Question

Find each product.
$$\dfrac {1}{3}x^{2}(9x^{2}+6xy-3y)$$

Answer

**step1** Understanding the problem

The problem asks us to find the product of the given algebraic expression: $$\dfrac {1}{3}x^{2}(9x^{2}+6xy-3y)$$. This means we need to multiply the term outside the parentheses, which is a monomial ($$\dfrac {1}{3}x^{2}$$), by each term inside the parentheses (a polynomial). This process is called applying the distributive property of multiplication.

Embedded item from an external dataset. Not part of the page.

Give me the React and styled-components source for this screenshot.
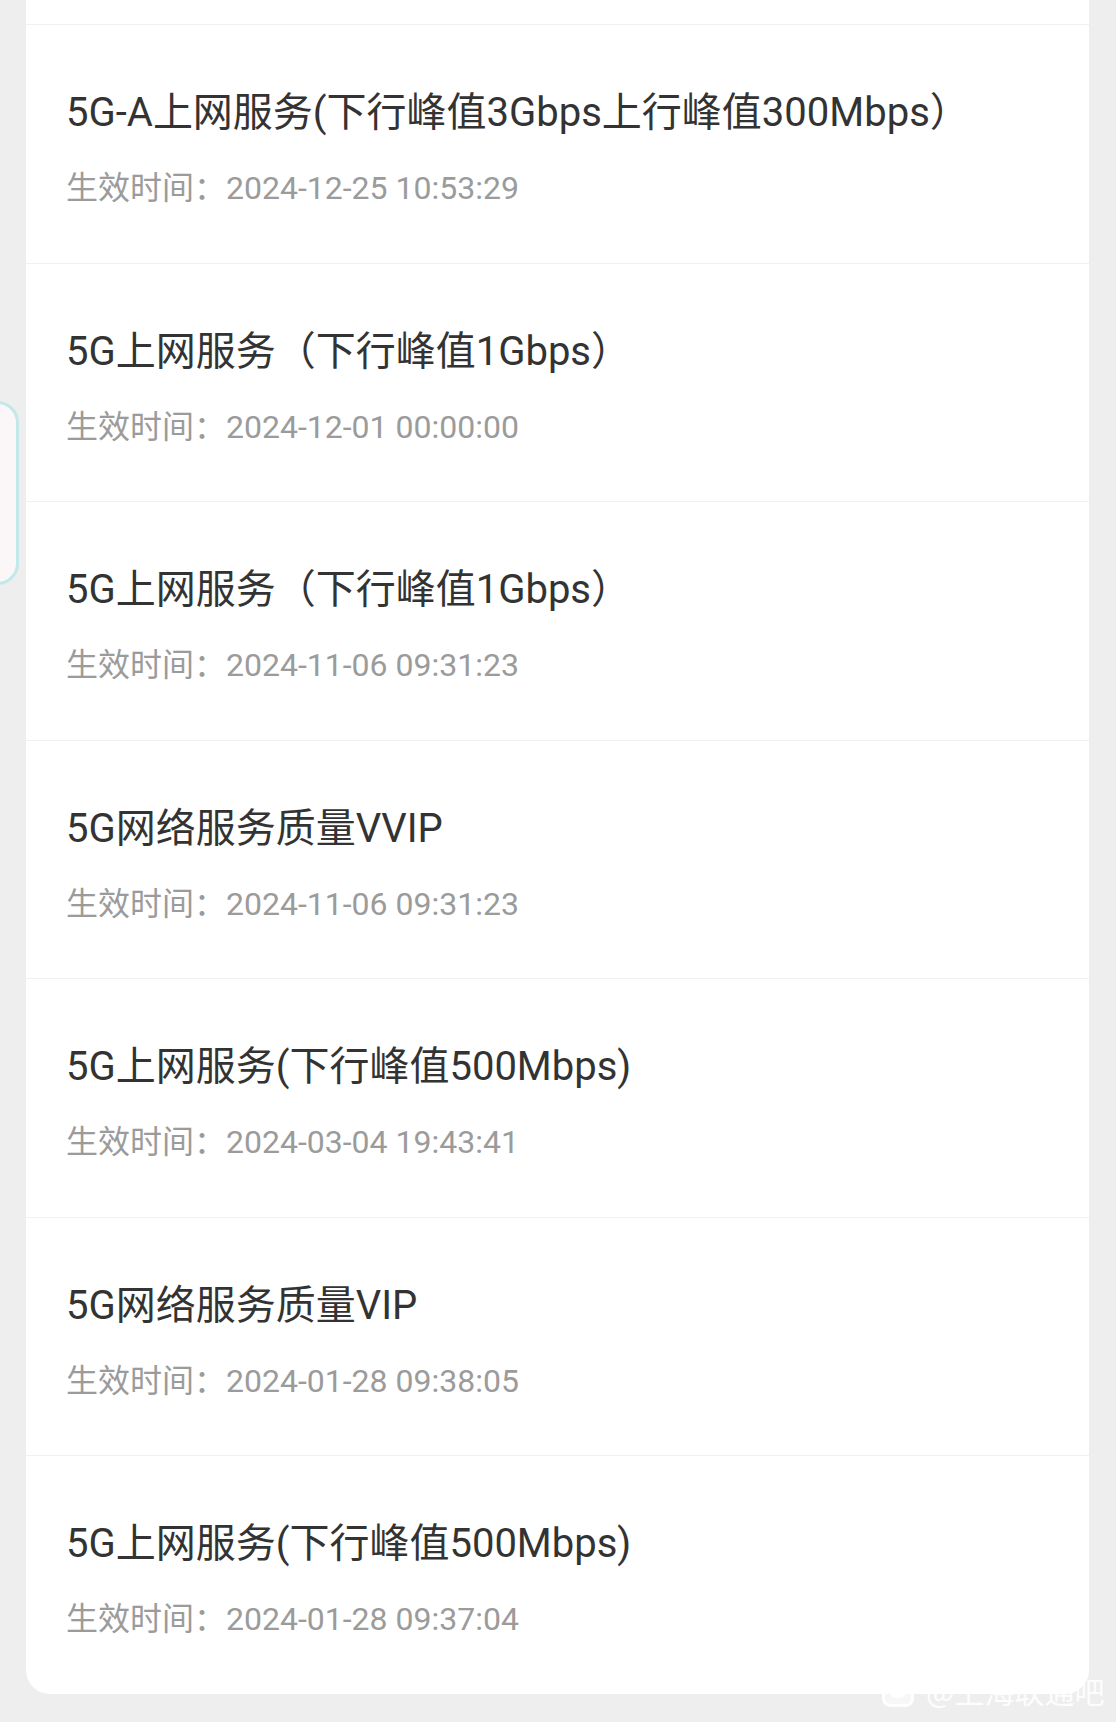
import React from "react";
import styled, { createGlobalStyle } from "styled-components";

const GlobalStyle = createGlobalStyle`
  html, body {
    margin: 0;
    padding: 0;
    background: #eeeeee;
  }
  body {
    font-family: Roboto, "Noto Sans CJK SC", sans-serif;
  }
`;

const Page = styled.div`
  position: relative;
  min-height: 1722px;
  padding: 0 27px 0 26px;
  box-sizing: border-box;
  overflow: hidden;
`;

const Card = styled.div`
  background: #ffffff;
  border-radius: 0 0 24px 24px;
  display: flex;
  flex-direction: column;
`;

const PrevTail = styled.div`
  height: 24px;
`;

const Row = styled.div`
  border-top: 1px solid #f1f1f1;
  padding: 62px 40px 53.5px 40px;
  display: flex;
  flex-direction: column;
  gap: 29px;
`;

const Title = styled.div`
  font-family: Roboto, "Noto Sans CJK SC", sans-serif;
  font-size: 40px;
  line-height: 51px;
  color: #333333;
  white-space: nowrap;
`;

const Meta = styled.div`
  font-family: Roboto, "Noto Sans CJK SC", sans-serif;
  font-size: 32px;
  line-height: 42px;
  color: #9b9b9b;
  white-space: nowrap;
`;

const SideTab = styled.div`
  position: absolute;
  left: -24px;
  top: 401px;
  width: 37px;
  height: 178px;
  border: 3px solid #c3e8ea;
  border-radius: 24px;
  background: #fbf7f9;
`;

const Watermark = styled.div`
  position: absolute;
  left: 882px;
  top: 1672px;
  display: flex;
  align-items: center;
  gap: 12px;
  color: rgba(255, 255, 255, 0.92);
  font-family: "Noto Sans CJK SC", sans-serif;
  font-size: 30px;
  line-height: 36px;
`;

const items = [
  { title: "5G-A上网服务(下行峰值3Gbps上行峰值300Mbps）", time: "2024-12-25 10:53:29" },
  { title: "5G上网服务（下行峰值1Gbps）", time: "2024-12-01 00:00:00" },
  { title: "5G上网服务（下行峰值1Gbps）", time: "2024-11-06 09:31:23" },
  { title: "5G网络服务质量VVIP", time: "2024-11-06 09:31:23" },
  { title: "5G上网服务(下行峰值500Mbps)", time: "2024-03-04 19:43:41" },
  { title: "5G网络服务质量VIP", time: "2024-01-28 09:38:05" },
  { title: "5G上网服务(下行峰值500Mbps)", time: "2024-01-28 09:37:04" },
];

const TiebaIcon = () => (
  <svg width="32" height="34" viewBox="0 0 32 34">
    <rect x="1.5" y="1.5" width="29" height="31" rx="7" fill="rgba(255,255,255,0.55)" stroke="rgba(255,255,255,0.95)" strokeWidth="3" />
    <ellipse cx="10" cy="12" rx="2.6" ry="3.4" fill="rgba(255,255,255,0.95)" />
    <ellipse cx="16" cy="10" rx="2.6" ry="3.4" fill="rgba(255,255,255,0.95)" />
    <ellipse cx="22" cy="12" rx="2.6" ry="3.4" fill="rgba(255,255,255,0.95)" />
    <path d="M9 22 C10 16, 22 16, 23 22 C23 26, 9 26, 9 22 Z" fill="rgba(255,255,255,0.95)" />
  </svg>
);

export default function App() {
  return (
    <>
      <GlobalStyle />
      <Page>
        <SideTab />
        <Card>
          <PrevTail />
          {items.map((it, i) => (
            <Row key={i}>
              <Title>{it.title}</Title>
              <Meta>生效时间：{it.time}</Meta>
            </Row>
          ))}
        </Card>
        <Watermark>
          <TiebaIcon />
          <span>@上海联通吧</span>
        </Watermark>
      </Page>
    </>
  );
}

**step2** Applying the distributive property to the first term

First, we will multiply the monomial $$\dfrac {1}{3}x^{2}$$ by the first term inside the parentheses, which is $$9x^{2}$$.
To do this, we multiply the numbers (coefficients) and then multiply the variables.
- Multiply the numbers: $$\dfrac {1}{3} \times 9$$. This is equivalent to dividing 9 by 3, which gives us 3.
- Multiply the variables: $$x^{2} \times x^{2}$$.
$$x^{2}$$ means $$x \times x$$. So, $$x^{2} \times x^{2}$$ means $$(x \times x) \times (x \times x)$$. This results in $$x \times x \times x \times x$$, which is written as $$x^{4}$$.
Combining these, the product of the first multiplication is $$3x^{4}$$.

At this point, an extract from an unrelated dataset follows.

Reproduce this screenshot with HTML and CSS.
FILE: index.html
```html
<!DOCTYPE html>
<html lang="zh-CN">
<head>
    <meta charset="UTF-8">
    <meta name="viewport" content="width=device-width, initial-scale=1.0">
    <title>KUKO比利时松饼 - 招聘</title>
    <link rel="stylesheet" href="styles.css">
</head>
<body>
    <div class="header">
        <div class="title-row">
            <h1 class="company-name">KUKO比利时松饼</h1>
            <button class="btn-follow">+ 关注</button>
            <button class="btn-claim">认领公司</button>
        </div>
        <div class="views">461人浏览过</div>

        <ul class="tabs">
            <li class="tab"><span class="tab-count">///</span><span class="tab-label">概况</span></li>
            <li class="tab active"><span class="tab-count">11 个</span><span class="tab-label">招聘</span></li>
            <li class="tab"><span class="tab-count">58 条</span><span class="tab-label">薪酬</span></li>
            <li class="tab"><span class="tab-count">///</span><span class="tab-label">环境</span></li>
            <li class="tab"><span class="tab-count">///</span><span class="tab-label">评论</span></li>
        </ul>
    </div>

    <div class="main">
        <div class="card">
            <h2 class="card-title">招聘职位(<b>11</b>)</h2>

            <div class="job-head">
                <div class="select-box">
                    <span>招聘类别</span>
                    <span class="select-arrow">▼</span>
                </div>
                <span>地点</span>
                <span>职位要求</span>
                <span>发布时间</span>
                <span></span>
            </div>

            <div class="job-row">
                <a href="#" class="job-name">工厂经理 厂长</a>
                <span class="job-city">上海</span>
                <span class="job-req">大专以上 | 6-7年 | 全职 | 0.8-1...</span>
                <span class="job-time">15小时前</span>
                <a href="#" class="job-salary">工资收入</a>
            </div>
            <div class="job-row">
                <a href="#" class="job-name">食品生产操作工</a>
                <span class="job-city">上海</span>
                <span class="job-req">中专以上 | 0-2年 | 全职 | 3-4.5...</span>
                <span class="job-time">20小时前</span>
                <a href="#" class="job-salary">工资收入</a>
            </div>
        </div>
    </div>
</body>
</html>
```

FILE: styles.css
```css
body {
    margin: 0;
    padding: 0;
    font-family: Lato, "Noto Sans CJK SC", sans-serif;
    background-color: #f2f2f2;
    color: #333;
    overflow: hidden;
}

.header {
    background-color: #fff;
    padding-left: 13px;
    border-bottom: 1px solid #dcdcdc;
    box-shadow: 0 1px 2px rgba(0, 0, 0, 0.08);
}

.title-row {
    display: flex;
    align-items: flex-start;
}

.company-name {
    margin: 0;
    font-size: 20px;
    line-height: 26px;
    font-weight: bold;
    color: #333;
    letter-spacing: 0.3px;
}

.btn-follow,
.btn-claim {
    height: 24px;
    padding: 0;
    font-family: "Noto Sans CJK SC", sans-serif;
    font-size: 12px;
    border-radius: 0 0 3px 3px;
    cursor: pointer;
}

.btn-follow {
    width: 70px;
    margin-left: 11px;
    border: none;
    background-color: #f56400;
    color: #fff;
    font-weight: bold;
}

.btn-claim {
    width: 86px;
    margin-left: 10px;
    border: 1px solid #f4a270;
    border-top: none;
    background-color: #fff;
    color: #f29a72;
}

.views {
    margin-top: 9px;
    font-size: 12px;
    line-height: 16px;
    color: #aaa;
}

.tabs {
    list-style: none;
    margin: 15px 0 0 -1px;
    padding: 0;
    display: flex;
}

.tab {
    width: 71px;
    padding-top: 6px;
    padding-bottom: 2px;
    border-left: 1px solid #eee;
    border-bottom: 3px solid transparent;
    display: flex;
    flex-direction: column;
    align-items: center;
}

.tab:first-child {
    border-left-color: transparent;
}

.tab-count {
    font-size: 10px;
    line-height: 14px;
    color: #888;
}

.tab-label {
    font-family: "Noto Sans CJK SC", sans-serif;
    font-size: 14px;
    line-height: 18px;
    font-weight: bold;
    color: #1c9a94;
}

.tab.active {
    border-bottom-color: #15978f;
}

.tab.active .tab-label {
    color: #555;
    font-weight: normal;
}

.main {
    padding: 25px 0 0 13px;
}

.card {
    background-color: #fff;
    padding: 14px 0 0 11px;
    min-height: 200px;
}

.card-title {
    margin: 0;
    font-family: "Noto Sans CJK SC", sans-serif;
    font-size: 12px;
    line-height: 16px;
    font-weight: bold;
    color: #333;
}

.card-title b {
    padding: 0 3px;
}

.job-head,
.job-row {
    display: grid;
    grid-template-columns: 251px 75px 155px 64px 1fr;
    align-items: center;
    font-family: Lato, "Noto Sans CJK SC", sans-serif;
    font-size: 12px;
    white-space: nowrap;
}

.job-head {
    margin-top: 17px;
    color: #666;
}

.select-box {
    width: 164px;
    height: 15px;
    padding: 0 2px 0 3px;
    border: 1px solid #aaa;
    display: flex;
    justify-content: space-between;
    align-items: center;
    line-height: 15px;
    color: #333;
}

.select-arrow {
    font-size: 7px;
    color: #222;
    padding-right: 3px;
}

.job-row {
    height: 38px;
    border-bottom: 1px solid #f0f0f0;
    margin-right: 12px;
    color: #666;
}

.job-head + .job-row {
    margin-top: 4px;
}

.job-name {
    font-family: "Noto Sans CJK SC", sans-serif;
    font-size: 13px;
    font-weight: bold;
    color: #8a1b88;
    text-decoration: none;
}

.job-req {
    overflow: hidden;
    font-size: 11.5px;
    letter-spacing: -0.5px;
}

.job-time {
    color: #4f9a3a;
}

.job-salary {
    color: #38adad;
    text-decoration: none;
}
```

**step3** Applying the distributive property to the second term

Next, we will multiply the monomial $$\dfrac {1}{3}x^{2}$$ by the second term inside the parentheses, which is $$6xy$$.
- Multiply the numbers: $$\dfrac {1}{3} \times 6$$. This is equivalent to dividing 6 by 3, which gives us 2.
- Multiply the variables: $$x^{2} \times xy$$.
$$x^{2}$$ means $$x \times x$$. So, $$x^{2} \times xy$$ means $$(x \times x) \times (x \times y)$$. This results in $$x \times x \times x \times y$$, which is written as $$x^{3}y$$.
Combining these, the product of the second multiplication is $$2x^{3}y$$.

**step4** Applying the distributive property to the third term

Finally, we will multiply the monomial $$\dfrac {1}{3}x^{2}$$ by the third term inside the parentheses, which is $$-3y$$.
- Multiply the numbers: $$\dfrac {1}{3} \times (-3)$$. This is equivalent to dividing -3 by 3, which gives us -1.
- Multiply the variables: $$x^{2} \times y$$. These are different variables, so we simply write them next to each other as $$x^{2}y$$.
Combining these, the product of the third multiplication is $$-1x^{2}y$$, which is usually written as $$-x^{2}y$$.

**step5** Combining the results

Now, we combine the results from all the multiplications to find the total product.
The first part was $$3x^{4}$$.
The second part was $$+2x^{3}y$$.
The third part was $$-x^{2}y$$.
Adding these parts together, the final product is $$3x^{4} + 2x^{3}y - x^{2}y$$.